§ **What is expected**: All of the lines below are to be printed again exactly; images are excluded from the output.

§ **Material**:

= = = = =

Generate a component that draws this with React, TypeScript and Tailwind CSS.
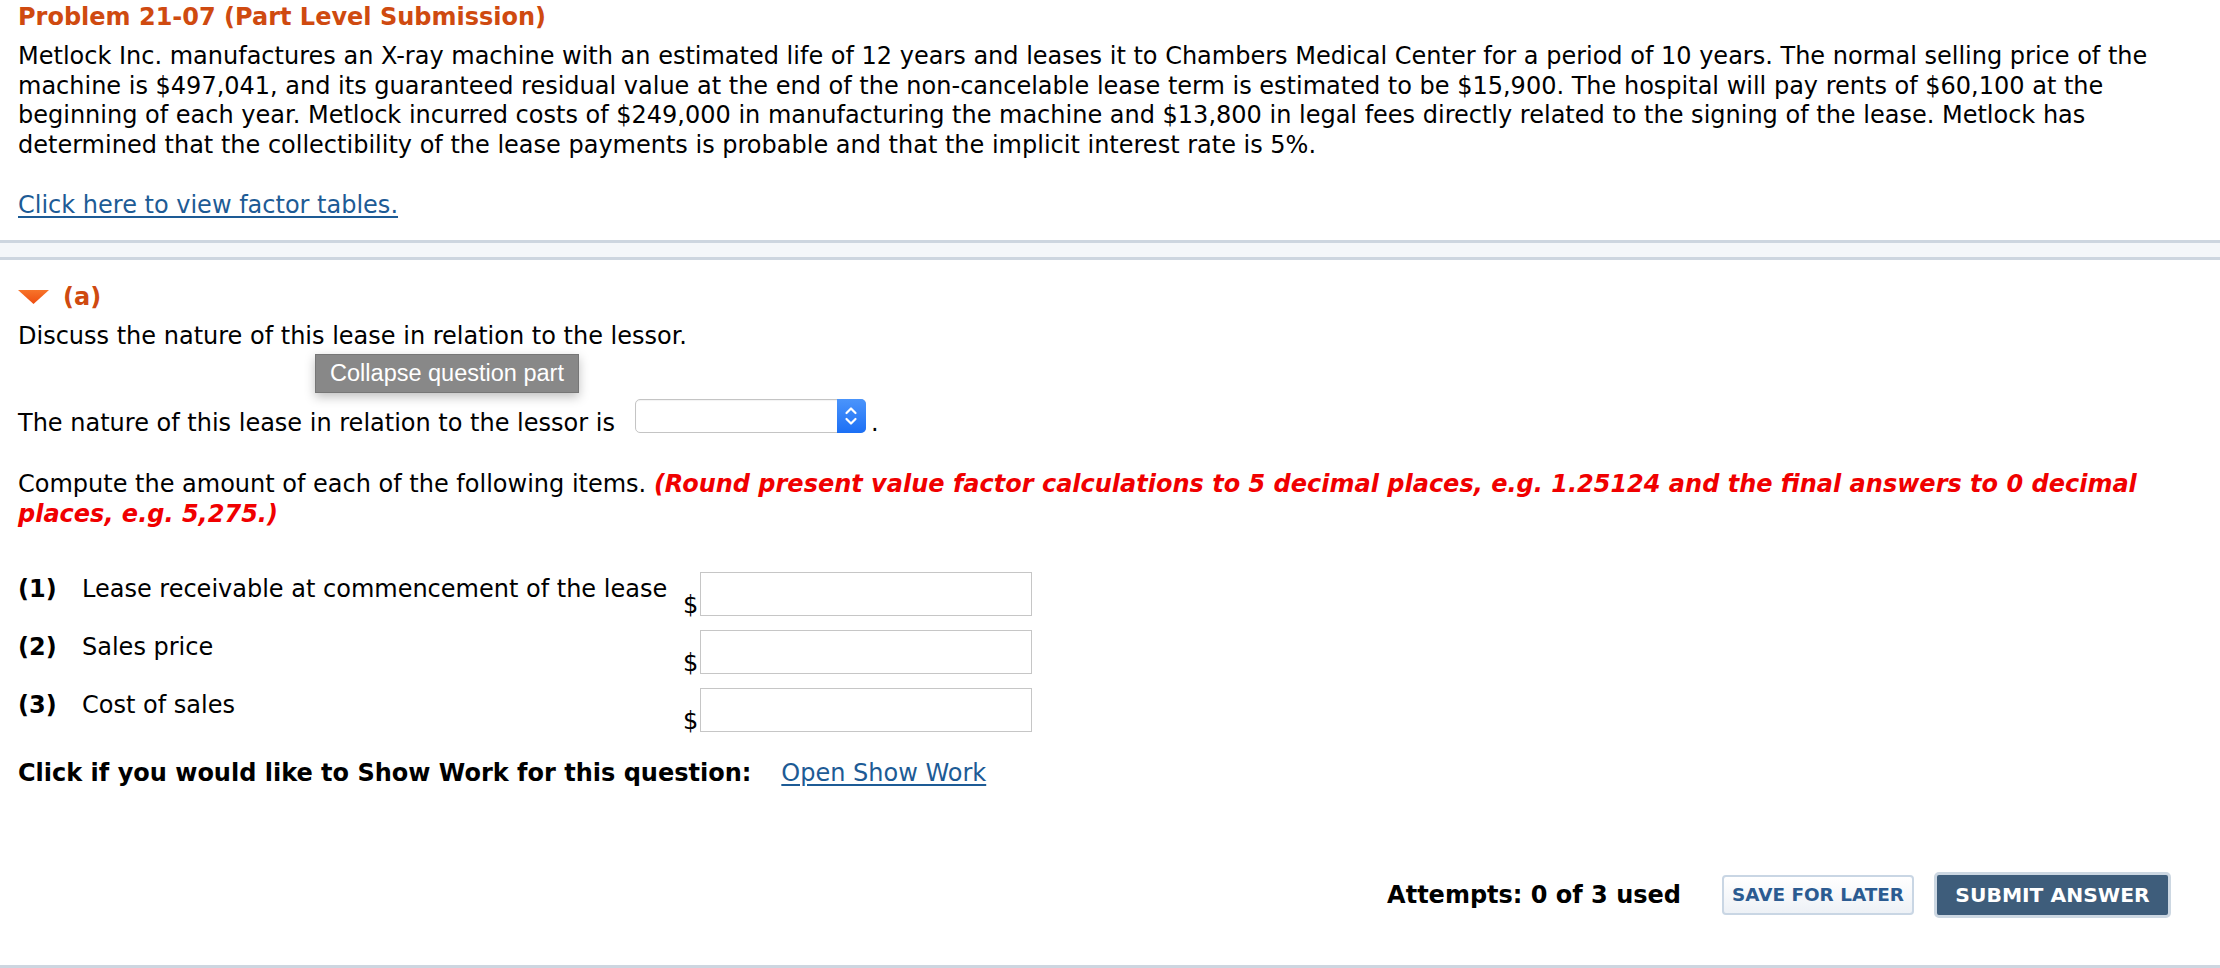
import React from "react";

const rows = [
  { num: "(1)", label: "Lease receivable at commencement of the lease" },
  { num: "(2)", label: "Sales price" },
  { num: "(3)", label: "Cost of sales" },
];

function SelectBox() {
  return (
    <div className="flex h-[34px] w-[231px] rounded-[5px] border border-[#c4c4c4] bg-white shadow-[inset_0_1px_1px_rgba(0,0,0,0.05)]">
      <div className="flex-1" />
      <div className="flex w-[29px] items-center justify-center rounded-r-[5px] bg-gradient-to-b from-[#4a94fb] to-[#1b6ff5] -my-px -mr-px">
        <svg width="14" height="24" viewBox="0 0 14 24" fill="none">
          <path d="M2.5 9 L7 4.5 L11.5 9" stroke="white" strokeWidth="2.2" strokeLinecap="round" strokeLinejoin="round" />
          <path d="M2.5 15 L7 19.5 L11.5 15" stroke="white" strokeWidth="2.2" strokeLinecap="round" strokeLinejoin="round" />
        </svg>
      </div>
    </div>
  );
}

export default function App() {
  return (
    <div className="relative h-[968px] w-full overflow-hidden bg-white font-['DejaVu_Sans',Verdana,sans-serif] text-[24px] leading-[30px] text-black">
      <div className="px-[18px] pt-[2px]">
        <h1 className="font-bold text-[#cf4a10]">Problem 21-07 (Part Level Submission)</h1>
        <p className="mt-[10px] leading-[29.7px]">
          Metlock Inc. manufactures an X-ray machine with an estimated life of 12 years and leases it to Chambers Medical
          Center for a period of 10 years. The normal selling price of the machine is $497,041, and its guaranteed residual
          value at the end of the non-cancelable lease term is estimated to be $15,900. The hospital will pay rents of
          $60,100 at the beginning of each year. Metlock incurred costs of $249,000 in manufacturing the machine and $13,800
          in legal fees directly related to the signing of the lease. Metlock has determined that the collectibility of the
          lease payments is probable and that the implicit interest rate is 5%.
        </p>
        <div className="mt-[29px]">
          <a className="text-[#1d5b95] underline underline-offset-[3px]">Click here to view factor tables.</a>
        </div>
      </div>

      <div className="mt-[20px] h-[20px] border-y-[3px] border-[#cdd6e0] bg-[#f4f7fa]" />

      <div className="relative px-[18px]">
        <div className="mt-[22px] flex items-center gap-[14px]">
          <svg width="31" height="14" viewBox="0 0 31 14">
            <defs>
              <linearGradient id="tri" x1="0" y1="0" x2="0" y2="1">
                <stop offset="0" stopColor="#f7742a" />
                <stop offset="1" stopColor="#ee4d10" />
              </linearGradient>
            </defs>
            <path d="M0 0 H31 L15.5 14 Z" fill="url(#tri)" />
          </svg>
          <span className="font-bold text-[#cf4a10]">(a)</span>
        </div>
        <p className="mt-[10px] leading-[28px]">Discuss the nature of this lease in relation to the lessor.</p>

        <div className="absolute left-[315px] top-[72px] z-10 flex h-[39px] w-[264px] items-center justify-center border border-[#767676] bg-[#888888] font-['Liberation_Sans',Arial,sans-serif] text-[23.5px] text-white shadow-[0_4px_10px_rgba(0,0,0,0.25)]">
          Collapse question part
        </div>

        <div className="mt-[49px] flex items-start">
          <span className="mt-[9px]">The nature of this lease in relation to the lessor is</span>
          <div className="ml-[20px]">
            <SelectBox />
          </div>
          <span className="ml-[5px] mt-[9px]">.</span>
        </div>

        <p className="mt-[31px]">
          Compute the amount of each of the following items.{" "}
          <span className="font-bold italic text-[#f00000]">
            (Round present value factor calculations to 5 decimal places, e.g. 1.25124 and the final answers to 0 decimal
            places, e.g. 5,275.)
          </span>
        </p>

        <div className="mt-[43px] flex flex-col gap-[14px]">
          {rows.map((r) => (
            <div key={r.num} className="flex h-[44px] items-start">
              <span className="mt-[2px] w-[64px] font-bold">{r.num}</span>
              <span className="mt-[2px] w-[601px]">{r.label}</span>
              <span className="mb-[1px] w-[17px] self-end leading-[20px]">$</span>
              <input
                type="text"
                className="h-[44px] w-[332px] border-[1.5px] border-[#c6c6c6] bg-white outline-none"
              />
            </div>
          ))}
        </div>

        <div className="mt-[26px] flex">
          <span className="font-bold">Click if you would like to Show Work for this question:</span>
          <a className="ml-[30px] text-[#1d5b95] underline underline-offset-[3px]">Open Show Work</a>
        </div>

        <div className="mt-[84px] flex items-center justify-end pr-[31px]">
          <span className="font-bold">Attempts: 0 of 3 used</span>
          <button className="ml-[41px] h-[40px] w-[192px] rounded-[4px] border-2 border-[#c9d6e4] bg-gradient-to-b from-white to-[#edf1f6] text-[18.4px] font-bold text-[#2b5b91]">
            SAVE FOR LATER
          </button>
          <button className="ml-[20px] h-[46px] w-[237px] rounded-[5px] border-[3px] border-[#ccd7e2] bg-[#3e5d7b] text-[20.3px] font-bold text-white">
            SUBMIT ANSWER
          </button>
        </div>
      </div>

      <div className="absolute bottom-0 left-0 h-[3px] w-full bg-[#cdd6e0]" />
    </div>
  );
}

= = = = =

§ **Answer to this problem**:
Generate a component that draws this with React, TypeScript and Tailwind CSS.
import React from "react";

const rows = [
  { num: "(1)", label: "Lease receivable at commencement of the lease" },
  { num: "(2)", label: "Sales price" },
  { num: "(3)", label: "Cost of sales" },
];

function SelectBox() {
  return (
    <div className="flex h-[34px] w-[231px] rounded-[5px] border border-[#c4c4c4] bg-white shadow-[inset_0_1px_1px_rgba(0,0,0,0.05)]">
      <div className="flex-1" />
      <div className="flex w-[29px] items-center justify-center rounded-r-[5px] bg-gradient-to-b from-[#4a94fb] to-[#1b6ff5] -my-px -mr-px">
        <svg width="14" height="24" viewBox="0 0 14 24" fill="none">
          <path d="M2.5 9 L7 4.5 L11.5 9" stroke="white" strokeWidth="2.2" strokeLinecap="round" strokeLinejoin="round" />
          <path d="M2.5 15 L7 19.5 L11.5 15" stroke="white" strokeWidth="2.2" strokeLinecap="round" strokeLinejoin="round" />
        </svg>
      </div>
    </div>
  );
}

export default function App() {
  return (
    <div className="relative h-[968px] w-full overflow-hidden bg-white font-['DejaVu_Sans',Verdana,sans-serif] text-[24px] leading-[30px] text-black">
      <div className="px-[18px] pt-[2px]">
        <h1 className="font-bold text-[#cf4a10]">Problem 21-07 (Part Level Submission)</h1>
        <p className="mt-[10px] leading-[29.7px]">
          Metlock Inc. manufactures an X-ray machine with an estimated life of 12 years and leases it to Chambers Medical
          Center for a period of 10 years. The normal selling price of the machine is $497,041, and its guaranteed residual
          value at the end of the non-cancelable lease term is estimated to be $15,900. The hospital will pay rents of
          $60,100 at the beginning of each year. Metlock incurred costs of $249,000 in manufacturing the machine and $13,800
          in legal fees directly related to the signing of the lease. Metlock has determined that the collectibility of the
          lease payments is probable and that the implicit interest rate is 5%.
        </p>
        <div className="mt-[29px]">
          <a className="text-[#1d5b95] underline underline-offset-[3px]">Click here to view factor tables.</a>
        </div>
      </div>

      <div className="mt-[20px] h-[20px] border-y-[3px] border-[#cdd6e0] bg-[#f4f7fa]" />

      <div className="relative px-[18px]">
        <div className="mt-[22px] flex items-center gap-[14px]">
          <svg width="31" height="14" viewBox="0 0 31 14">
            <defs>
              <linearGradient id="tri" x1="0" y1="0" x2="0" y2="1">
                <stop offset="0" stopColor="#f7742a" />
                <stop offset="1" stopColor="#ee4d10" />
              </linearGradient>
            </defs>
            <path d="M0 0 H31 L15.5 14 Z" fill="url(#tri)" />
          </svg>
          <span className="font-bold text-[#cf4a10]">(a)</span>
        </div>
        <p className="mt-[10px] leading-[28px]">Discuss the nature of this lease in relation to the lessor.</p>

        <div className="absolute left-[315px] top-[72px] z-10 flex h-[39px] w-[264px] items-center justify-center border border-[#767676] bg-[#888888] font-['Liberation_Sans',Arial,sans-serif] text-[23.5px] text-white shadow-[0_4px_10px_rgba(0,0,0,0.25)]">
          Collapse question part
        </div>

        <div className="mt-[49px] flex items-start">
          <span className="mt-[9px]">The nature of this lease in relation to the lessor is</span>
          <div className="ml-[20px]">
            <SelectBox />
          </div>
          <span className="ml-[5px] mt-[9px]">.</span>
        </div>

        <p className="mt-[31px]">
          Compute the amount of each of the following items.{" "}
          <span className="font-bold italic text-[#f00000]">
            (Round present value factor calculations to 5 decimal places, e.g. 1.25124 and the final answers to 0 decimal
            places, e.g. 5,275.)
          </span>
        </p>

        <div className="mt-[43px] flex flex-col gap-[14px]">
          {rows.map((r) => (
            <div key={r.num} className="flex h-[44px] items-start">
              <span className="mt-[2px] w-[64px] font-bold">{r.num}</span>
              <span className="mt-[2px] w-[601px]">{r.label}</span>
              <span className="mb-[1px] w-[17px] self-end leading-[20px]">$</span>
              <input
                type="text"
                className="h-[44px] w-[332px] border-[1.5px] border-[#c6c6c6] bg-white outline-none"
              />
            </div>
          ))}
        </div>

        <div className="mt-[26px] flex">
          <span className="font-bold">Click if you would like to Show Work for this question:</span>
          <a className="ml-[30px] text-[#1d5b95] underline underline-offset-[3px]">Open Show Work</a>
        </div>

        <div className="mt-[84px] flex items-center justify-end pr-[31px]">
          <span className="font-bold">Attempts: 0 of 3 used</span>
          <button className="ml-[41px] h-[40px] w-[192px] rounded-[4px] border-2 border-[#c9d6e4] bg-gradient-to-b from-white to-[#edf1f6] text-[18.4px] font-bold text-[#2b5b91]">
            SAVE FOR LATER
          </button>
          <button className="ml-[20px] h-[46px] w-[237px] rounded-[5px] border-[3px] border-[#ccd7e2] bg-[#3e5d7b] text-[20.3px] font-bold text-white">
            SUBMIT ANSWER
          </button>
        </div>
      </div>

      <div className="absolute bottom-0 left-0 h-[3px] w-full bg-[#cdd6e0]" />
    </div>
  );
}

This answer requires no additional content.